According to Provatas, this is how the “big six” research universities in Canada work. Together, professors and graduate students form the base of knowledge diffusion and discovery at McGill and other research institutions. For Provatas, teaching and research are well-integrated but, at the same time, balancing these responsibilities can prove to be a tricky test of patience. 

“My wife’s not happy that on Thursday-Fridays, I don’t get home till 10:00 [p.m.]. I’m eating supper at 11,” Provatas said. “I’m clearly not always there for my family.”

This isn’t necessarily abnormal, either: The average workweek for professors is about 48 hours, with 14 per cent reporting working over 60 hours a week compared to the average Canadian’s (25 and up) 40 hours a week. 

“It’s exhausting some days. I feel like quitting. I feel like it’s too much […] Some days, I just feel like saying, you know, ‘who can I call?’” Provatas said.

Provatas believes that, although the intense research and administrative tasks required of many professors may make their job difficult, professors have a genuine desire to teach. 

“I think, in physics, people really enjoy [teaching] their craft. Because I think it really is entertaining and inspiring,” Provatas said.  

Not all students are satisfied, though.
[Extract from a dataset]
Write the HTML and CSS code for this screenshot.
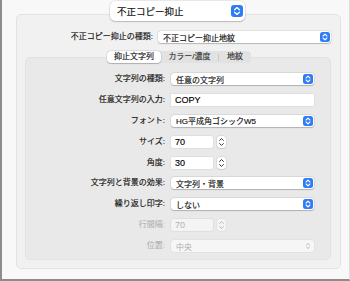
FILE: index.html
```html
<!DOCTYPE html>
<html lang="ja">
<head>
  <meta charset="UTF-8" />
  <title>不正コピー抑止</title>
  <link rel="stylesheet" href="styles.css">
</head>
<body>
  <div class="window">
    <div class="top-row">
      <div class="big-popup">
        <span>不正コピー抑止</span>
        <span class="arrows big">
          <svg viewBox="0 0 12 12" width="12" height="12"><path d="M3.6 4.8 6 2.6 8.4 4.8M3.6 7.2 6 9.4 8.4 7.2" fill="none" stroke="#fff" stroke-width="1.3" stroke-linecap="round" stroke-linejoin="round"/></svg>
        </span>
      </div>
    </div>

    <div class="group">
      <div class="form kind-row">
        <div class="label">不正コピー抑止の種類:</div>
        <div class="popup">
          <span>不正コピー抑止地紋</span>
          <span class="arrows"><svg viewBox="0 0 10 10" width="10" height="10"><path d="M3.1 4 5 2.2 6.9 4M3.1 6 5 7.8 6.9 6" fill="none" stroke="#fff" stroke-width="1.1" stroke-linecap="round" stroke-linejoin="round"/></svg></span>
        </div>
      </div>

      <div class="tabs">
        <div class="tab active">抑止文字列</div>
        <div class="tab">カラー/濃度</div>
        <div class="sep"></div>
        <div class="tab">地紋</div>
      </div>

      <div class="panel">
        <div class="form">
          <div class="label">文字列の種類:</div>
          <div class="popup">
            <span>任意の文字列</span>
            <span class="arrows"><svg viewBox="0 0 10 10" width="10" height="10"><path d="M3.1 4 5 2.2 6.9 4M3.1 6 5 7.8 6.9 6" fill="none" stroke="#fff" stroke-width="1.1" stroke-linecap="round" stroke-linejoin="round"/></svg></span>
          </div>

          <div class="label">任意文字列の入力:</div>
          <div class="field latin">COPY</div>

          <div class="label">フォント:</div>
          <div class="popup">
            <span>HG平成角ゴシックW5</span>
            <span class="arrows"><svg viewBox="0 0 10 10" width="10" height="10"><path d="M3.1 4 5 2.2 6.9 4M3.1 6 5 7.8 6.9 6" fill="none" stroke="#fff" stroke-width="1.1" stroke-linecap="round" stroke-linejoin="round"/></svg></span>
          </div>

          <div class="label">サイズ:</div>
          <div class="num-row">
            <div class="field num latin">70</div>
            <div class="stepper"><svg viewBox="0 0 9 12" width="9" height="12"><path d="M2.6 4.4 4.5 2.6 6.4 4.4M2.6 7.6 4.5 9.4 6.4 7.6" fill="none" stroke="#333" stroke-width="1" stroke-linecap="round" stroke-linejoin="round"/></svg></div>
          </div>

          <div class="label">角度:</div>
          <div class="num-row">
            <div class="field num latin">30</div>
            <div class="stepper"><svg viewBox="0 0 9 12" width="9" height="12"><path d="M2.6 4.4 4.5 2.6 6.4 4.4M2.6 7.6 4.5 9.4 6.4 7.6" fill="none" stroke="#333" stroke-width="1" stroke-linecap="round" stroke-linejoin="round"/></svg></div>
          </div>

          <div class="label">文字列と背景の効果:</div>
          <div class="popup">
            <span>文字列・背景</span>
            <span class="arrows"><svg viewBox="0 0 10 10" width="10" height="10"><path d="M3.1 4 5 2.2 6.9 4M3.1 6 5 7.8 6.9 6" fill="none" stroke="#fff" stroke-width="1.1" stroke-linecap="round" stroke-linejoin="round"/></svg></span>
          </div>

          <div class="label">繰り返し印字:</div>
          <div class="popup">
            <span>しない</span>
            <span class="arrows"><svg viewBox="0 0 10 10" width="10" height="10"><path d="M3.1 4 5 2.2 6.9 4M3.1 6 5 7.8 6.9 6" fill="none" stroke="#fff" stroke-width="1.1" stroke-linecap="round" stroke-linejoin="round"/></svg></span>
          </div>

          <div class="label disabled">行間隔:</div>
          <div class="num-row disabled">
            <div class="field num latin">70</div>
            <div class="stepper"><svg viewBox="0 0 9 12" width="9" height="12"><path d="M2.6 4.4 4.5 2.6 6.4 4.4M2.6 7.6 4.5 9.4 6.4 7.6" fill="none" stroke="#b8b8b8" stroke-width="1" stroke-linecap="round" stroke-linejoin="round"/></svg></div>
          </div>

          <div class="label disabled">位置:</div>
          <div class="popup disabled">
            <span>中央</span>
            <span class="arrows plain"><svg viewBox="0 0 10 10" width="10" height="10"><path d="M3.4 4 5 2.5 6.6 4M3.4 6 5 7.5 6.6 6" fill="none" stroke="#b5b5b5" stroke-width="0.9" stroke-linecap="round" stroke-linejoin="round"/></svg></span>
          </div>
        </div>
      </div>
    </div>
  </div>
</body>
</html>
```

FILE: styles.css
```css
* {
  box-sizing: border-box;
}

body {
  margin: 0;
  font-family: "Liberation Sans", "Noto Sans CJK JP", sans-serif;
  font-size: 8px;
  color: #111;
  background: #fff;
  -webkit-text-stroke: 0.15px;
}

.window {
  width: 350px;
  height: 281px;
  background: #f8f8f8;
  border-left: 2px solid #8c8c8c;
  border-bottom: 2px solid #8c8c8c;
  border-right: 1px solid #dcdcdc;
  padding-top: 1px;
}

.top-row {
  display: flex;
  padding-left: 108px;
  position: relative;
  z-index: 1;
}

.big-popup {
  width: 135px;
  height: 20px;
  display: flex;
  align-items: center;
  justify-content: space-between;
  padding: 0 2px 0 7px;
  background: #fff;
  border-radius: 5px;
  box-shadow: 0 0 0 0.5px rgba(0, 0, 0, 0.12), 0 1px 1.5px rgba(0, 0, 0, 0.18);
  font-size: 9.5px;
  color: #111;
}

.group {
  margin: -7px 8px 0 14px;
  height: 255px;
  background: #f1f1f1;
  border: 1px solid #e3e3e3;
  border-radius: 5px;
  padding: 16px 9px 8px 8px;
}

.form {
  display: grid;
  grid-template-columns: 139px 143px;
  grid-auto-rows: 12px;
  column-gap: 6px;
  row-gap: 8.9px;
  align-items: center;
}

.kind-row {
  grid-template-columns: 128px 173px;
  column-gap: 5px;
}

.label {
  text-align: right;
  white-space: nowrap;
  line-height: 12px;
}

.label.disabled {
  color: #a9a9a9;
  -webkit-text-stroke: 0;
}

.popup {
  height: 12px;
  display: flex;
  align-items: center;
  justify-content: space-between;
  padding: 0 1px 0 5px;
  background: #fff;
  border-radius: 3px;
  box-shadow: 0 0 0 0.5px rgba(0, 0, 0, 0.1), 0 0.5px 1px rgba(0, 0, 0, 0.2);
  white-space: nowrap;
}

.popup.disabled {
  color: #b0b0b0;
  background: #f6f6f6;
  box-shadow: 0 0 0 0.5px rgba(0, 0, 0, 0.06);
  -webkit-text-stroke: 0;
}

.arrows {
  width: 10px;
  height: 10px;
  display: flex;
  background: #2f7df5;
  border-radius: 2.5px;
}

.arrows.big {
  width: 12px;
  height: 12px;
  border-radius: 3px;
}

.arrows.plain {
  background: none;
}

.tabs {
  display: flex;
  align-items: center;
  width: 144px;
  height: 12px;
  margin: 8px 0 -6px 82px;
  background: #e2e2e2;
  border-radius: 4px;
  position: relative;
  z-index: 1;
  color: #333;
}

.tab {
  height: 12px;
  line-height: 12px;
  text-align: center;
  white-space: nowrap;
}

.tab:nth-child(1) {
  width: 54px;
}

.tab:nth-child(2) {
  width: 57px;
}

.tab:nth-child(4) {
  flex: 1;
}

.tab.active {
  background: #fff;
  border-radius: 4px;
  box-shadow: 0 0 0 0.5px rgba(0, 0, 0, 0.12), 0 0.5px 1px rgba(0, 0, 0, 0.2);
  color: #111;
}

.sep {
  width: 1px;
  height: 7px;
  background: #c9c9c9;
}

.panel {
  height: 203px;
  background: #e9e9e9;
  border: 1px solid #e2e2e2;
  border-radius: 5px;
  padding: 15px 16px 7px 0;
}

.field {
  height: 12px;
  line-height: 12px;
  background: #fff;
  padding-left: 4px;
  color: #000;
  box-shadow: 0 0 0 0.5px rgba(0, 0, 0, 0.08);
}

.latin {
  font-size: 9px;
}

.num-row {
  display: flex;
  align-items: center;
  gap: 4px;
}

.field.num {
  width: 42px;
  border-radius: 2px;
}

.stepper {
  width: 9px;
  height: 12px;
  display: flex;
  background: #fff;
  border-radius: 3px;
  box-shadow: 0 0 0 0.5px rgba(0, 0, 0, 0.1), 0 0.5px 1px rgba(0, 0, 0, 0.15);
}

.num-row.disabled .field {
  background: #f4f4f4;
  color: #b0b0b0;
  -webkit-text-stroke: 0;
}

.num-row.disabled .stepper {
  background: #f4f4f4;
  box-shadow: 0 0 0 0.5px rgba(0, 0, 0, 0.06);
}
```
In an interview with the The Tribune, Cypress Zufferli, U0 Arts and Science, explained that in his experience, it feels like there is a wide gap between student engagement in Arts classes versus Science courses at McGill. 

“I think I prefer the Arts side in terms of teaching,” Zufferli said. “Even if they’re only just a couple hundred [people] smaller, I feel like it’s noticeable because the professors just seem to care more about the subject.”   
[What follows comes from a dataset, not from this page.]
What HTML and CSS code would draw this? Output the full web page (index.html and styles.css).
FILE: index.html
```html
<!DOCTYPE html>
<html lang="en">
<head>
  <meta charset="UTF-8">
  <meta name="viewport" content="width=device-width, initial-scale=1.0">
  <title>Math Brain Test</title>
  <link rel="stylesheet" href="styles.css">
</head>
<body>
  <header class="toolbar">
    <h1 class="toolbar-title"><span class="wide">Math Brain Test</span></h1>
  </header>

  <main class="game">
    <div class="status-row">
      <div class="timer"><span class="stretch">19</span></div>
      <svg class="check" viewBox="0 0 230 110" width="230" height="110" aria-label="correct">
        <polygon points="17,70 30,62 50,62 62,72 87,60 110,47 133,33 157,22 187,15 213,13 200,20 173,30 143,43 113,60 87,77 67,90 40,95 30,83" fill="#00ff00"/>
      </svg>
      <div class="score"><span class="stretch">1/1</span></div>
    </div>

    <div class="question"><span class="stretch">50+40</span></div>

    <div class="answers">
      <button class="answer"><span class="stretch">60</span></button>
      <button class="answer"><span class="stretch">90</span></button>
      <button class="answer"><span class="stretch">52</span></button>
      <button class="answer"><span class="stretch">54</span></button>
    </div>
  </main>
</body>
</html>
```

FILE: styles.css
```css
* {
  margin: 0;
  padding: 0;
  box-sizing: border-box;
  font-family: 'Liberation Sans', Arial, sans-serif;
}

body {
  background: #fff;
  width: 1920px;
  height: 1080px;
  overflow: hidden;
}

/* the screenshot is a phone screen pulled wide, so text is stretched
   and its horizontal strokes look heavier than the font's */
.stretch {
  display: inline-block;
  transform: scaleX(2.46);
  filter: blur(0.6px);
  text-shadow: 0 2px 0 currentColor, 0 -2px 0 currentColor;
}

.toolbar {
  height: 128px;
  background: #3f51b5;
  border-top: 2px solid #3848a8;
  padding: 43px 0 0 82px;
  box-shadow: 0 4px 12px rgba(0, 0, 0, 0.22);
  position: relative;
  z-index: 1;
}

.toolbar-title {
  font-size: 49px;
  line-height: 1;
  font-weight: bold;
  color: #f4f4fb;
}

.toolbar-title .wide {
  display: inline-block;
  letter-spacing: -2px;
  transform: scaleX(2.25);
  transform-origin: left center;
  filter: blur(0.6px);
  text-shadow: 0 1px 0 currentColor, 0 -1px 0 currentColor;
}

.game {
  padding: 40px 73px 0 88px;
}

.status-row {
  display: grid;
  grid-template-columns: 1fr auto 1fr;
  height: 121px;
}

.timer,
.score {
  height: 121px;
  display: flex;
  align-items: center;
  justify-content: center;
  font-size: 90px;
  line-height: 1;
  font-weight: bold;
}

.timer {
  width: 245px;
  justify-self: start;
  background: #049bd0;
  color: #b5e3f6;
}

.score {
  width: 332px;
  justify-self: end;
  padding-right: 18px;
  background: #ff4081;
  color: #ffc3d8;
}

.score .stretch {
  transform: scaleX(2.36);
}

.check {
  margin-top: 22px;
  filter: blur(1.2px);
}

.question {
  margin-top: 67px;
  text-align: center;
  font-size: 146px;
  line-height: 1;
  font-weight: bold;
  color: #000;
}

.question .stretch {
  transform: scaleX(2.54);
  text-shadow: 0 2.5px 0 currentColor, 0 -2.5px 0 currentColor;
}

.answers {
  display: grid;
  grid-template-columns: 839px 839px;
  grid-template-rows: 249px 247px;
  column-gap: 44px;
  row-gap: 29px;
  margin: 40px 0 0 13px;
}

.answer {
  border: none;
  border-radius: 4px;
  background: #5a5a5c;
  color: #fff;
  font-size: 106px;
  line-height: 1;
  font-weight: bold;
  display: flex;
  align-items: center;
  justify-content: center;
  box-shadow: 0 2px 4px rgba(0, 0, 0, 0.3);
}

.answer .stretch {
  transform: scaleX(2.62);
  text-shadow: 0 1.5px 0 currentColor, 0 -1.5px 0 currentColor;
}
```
For the professors who may not have as much dedication to their teaching, Provatas has an explanation. McGill’s tenure review requirements necessitate work in three categories, namely research, teaching, and service, which Provatas calls administration. These obligations are required of both tenure-track and tenured professors, albeit to varying degrees. However, Provatas stated McGill prioritizes research in this review.

A 2018 survey of nearly 3,000 professors throughout Canada found that only 17 per cent preferred research to teaching. So, if professors do not heavily favour research, why do students often feel like they are playing second fiddle to professors’ research projects? 

“There’s one other thing we have to do: Write government grants to get funding to pay for those graduate students [.…] And that’s a very stressful and time-consuming task,” Provatas said. “So professors are heavily on the hook, and if they don’t succeed at meeting certain production metrics in their research, they won’t get funded anymore. Then the university will punish them doubly by viewing them as underperformers.”

According to Provatas, many of the larger research universities in Canada, including McGill, also punish professors for poor student performance or negative feedback. This especially affects women and instructors of colour, whose feedback is often tainted by sexist and racist bias. 

Compounding poor teaching performances is poor research—however, for tenure-track professors, weak research comes with even higher stakes. 

“If you’re up for tenure, you will be ranked based on teaching or research, but the research often has a huge impact if you screw up at it, because you can’t get any future grants, and so the university also suffers because you’re not bringing money in,” Provatas said. “If you don’t get grants to publish impactful papers in the first five years [of tenure-track], your career is essentially over.” 

A number of courses also rotate professors. This is particularly prevalent in science, technology, engineering, and mathematics courses at McGill, with large undergraduate courses rotating through four or five professors. For example, BIOL 200, a large, primarily second-year course, has five instructors listed for the Fall semester. Transitioning in rapid succession from one lecturer to another, many of which have different ways of lecturing, organizing notes, and availability, can make it hard to keep up. 

Professor Christopher Buddle, Associate Provost of Teaching and Academic Programs, told The Tribune that “the course may be subdivided into thematic areas for which different instructors have responsibility and relevant expertise.” 

This does seem to link research and teaching more effectively, but it can feel disorienting, as Zufferli explained in a follow-up email to The Tribune. 

“I do like the idea of having specific professors teach the subject they know best, but I do find the switch a bit jarring as the two profs have different teaching styles,” Zufferli wrote. “The nice part of it is having profs who are more interested in the subject.” 

By maintaining the focus on integrating research and teaching, McGill’s administration often forgoes quality, leaving students to fend for themselves during transitions happening at almost breakneck speeds. At times, some students don’t even realize their professors have other responsibilities outside of teaching. 

“With most of the research that my profs are doing, either they just don’t talk about it because it is out of our league, or when they do I’m like, ‘That’s really cool, but I understand nothing that you’ve said,’ so I can’t actually take anything away from the research that they’re doing,” Zufferli said. “I often actually forget that professors have to do research on the side.’”

Not only does this highlight the fact that research may not play as integral a role in student education as previously thought, but it also underlines the confusion around professors’ goals and responsibilities. 

Research is a defining characteristic of a “research university,” but so is teaching, and it is getting the short shift. By recognizing that professors are, for the most part, on the students’ side, the frustration with professors’ seeming indifference can be shifted to the actual sources of students’ feelings of isolation: An administration that is not working hard enough to rectify the issues in student engagement and higher education.